Chopsticks have been coming up a lot in my life lately. First, on Saturday as we hunted for something to roast marshmallows over the gas stove with (turns out a fork works just fine and dandy for this means, too). Then again, as a friend casually she used to always pin up her hair with them. And a third time was last night in an email conversation with Mala, who asked if I enjoyed using them simply for the sake of using them instead of Western utensils. My answer was decidedly yes!
A little history lesson on A Runner’s Delight: once I learned how to properly use chopsticks as a child, I used them at every dinnertime meal with my family. Eating salad was by far my favorite chopsticked food, but I attacked everything on my plate with vigor. Mashed potatoes, salmon (yes, RD used to eat meat), eggplant, pesto pasta. If it was served to me, I was clicking my sticks together.

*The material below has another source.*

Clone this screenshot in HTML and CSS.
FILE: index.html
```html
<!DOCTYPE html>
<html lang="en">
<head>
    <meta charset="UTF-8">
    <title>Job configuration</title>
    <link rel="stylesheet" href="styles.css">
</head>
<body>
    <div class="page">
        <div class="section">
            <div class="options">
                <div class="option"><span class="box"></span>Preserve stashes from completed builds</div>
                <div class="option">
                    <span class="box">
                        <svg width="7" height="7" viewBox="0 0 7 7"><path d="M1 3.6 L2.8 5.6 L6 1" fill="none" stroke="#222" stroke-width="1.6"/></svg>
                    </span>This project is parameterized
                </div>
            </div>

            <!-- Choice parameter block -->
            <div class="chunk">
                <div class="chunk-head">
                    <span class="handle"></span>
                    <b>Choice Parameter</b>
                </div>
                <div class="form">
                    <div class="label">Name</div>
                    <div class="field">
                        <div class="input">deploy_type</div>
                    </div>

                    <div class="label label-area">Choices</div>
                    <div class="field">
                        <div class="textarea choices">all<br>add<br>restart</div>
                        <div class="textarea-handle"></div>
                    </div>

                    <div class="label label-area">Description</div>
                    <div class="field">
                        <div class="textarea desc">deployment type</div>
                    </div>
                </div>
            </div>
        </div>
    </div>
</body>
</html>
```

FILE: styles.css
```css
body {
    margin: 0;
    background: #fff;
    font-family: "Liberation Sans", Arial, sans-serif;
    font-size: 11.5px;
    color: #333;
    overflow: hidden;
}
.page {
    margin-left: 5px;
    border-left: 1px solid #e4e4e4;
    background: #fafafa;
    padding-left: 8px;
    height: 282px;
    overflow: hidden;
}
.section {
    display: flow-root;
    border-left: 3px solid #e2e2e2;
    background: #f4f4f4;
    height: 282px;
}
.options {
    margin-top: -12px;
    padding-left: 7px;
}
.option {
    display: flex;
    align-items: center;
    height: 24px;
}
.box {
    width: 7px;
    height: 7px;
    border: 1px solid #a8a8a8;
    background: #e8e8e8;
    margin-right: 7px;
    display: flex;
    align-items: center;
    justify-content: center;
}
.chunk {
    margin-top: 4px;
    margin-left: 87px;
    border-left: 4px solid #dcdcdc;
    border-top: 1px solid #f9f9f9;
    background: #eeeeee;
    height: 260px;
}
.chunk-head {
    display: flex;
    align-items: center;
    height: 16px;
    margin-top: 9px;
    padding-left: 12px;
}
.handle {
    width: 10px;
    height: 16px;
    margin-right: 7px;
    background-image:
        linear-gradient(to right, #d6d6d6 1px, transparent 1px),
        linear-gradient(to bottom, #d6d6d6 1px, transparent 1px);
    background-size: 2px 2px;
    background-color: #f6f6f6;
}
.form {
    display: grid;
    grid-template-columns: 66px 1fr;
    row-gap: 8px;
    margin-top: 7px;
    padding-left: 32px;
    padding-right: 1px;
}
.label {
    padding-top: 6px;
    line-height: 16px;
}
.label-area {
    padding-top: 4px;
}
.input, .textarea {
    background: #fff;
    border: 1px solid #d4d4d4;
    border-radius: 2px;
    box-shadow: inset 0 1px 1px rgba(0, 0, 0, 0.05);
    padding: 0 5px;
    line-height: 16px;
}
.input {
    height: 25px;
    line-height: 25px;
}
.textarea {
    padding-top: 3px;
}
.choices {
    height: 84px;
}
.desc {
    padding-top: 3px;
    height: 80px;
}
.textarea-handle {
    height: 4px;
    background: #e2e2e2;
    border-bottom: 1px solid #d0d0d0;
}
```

Anyhow, Mala’s question came because she’d heard people use chopsticks to lose weight and more enjoy their food. Thinking back to my recent post about the surface area of shredded foods, it made good sense that chopsticks might be a key to helping us slow down and savor. Naturally, I turned to the internet to see if Mala and I weren’t the only people utilizing this Asian influence. And as it turns out, we’re not!
In fact, we’re so not the only ladies talking about this that there’s an entire article on eHow entitled How to Use Chopsticks for Weight Loss. Those eHow cats actually have some interesting reasoning behind this madness. For one thing, chopstick eating forces you to “Pay attention to what you eat. Using chopsticks requires concentration which helps you eliminate the mindless eating that we often do when consuming out of boredom or while watching television.” Suddenly, we have to look at our food, and take an active role in the art of eating. It’s a lot easier to monitor what you’re putting into your body, and also monitor your body’s reaction, when you’re slowing down and giving your food your full attention.
eHow also has a suggestion for those that are already proficient at chopsticking: “Use chopsticks with your non dominant hand. If you’ve been eating with chopsticks for so long that you’ve become adept with them, switch hands to renew the slow, purposeful eating that enhances weight loss.” Yikes, imagine trying to be ambidextrous with chopsticks! Well, it would certainly be a challenge.
Personally, I like using chopsticks for the sheer novelty of it, and because food tastes better when there isn’t a ton of metal in-between me and my bites. The metallic taste of silverware, no matter how accustomed we are to it, does alter how our nibbles taste. Finally, chopsticks are fun. They make every meal feel like a celebration instead of the same-old, same old.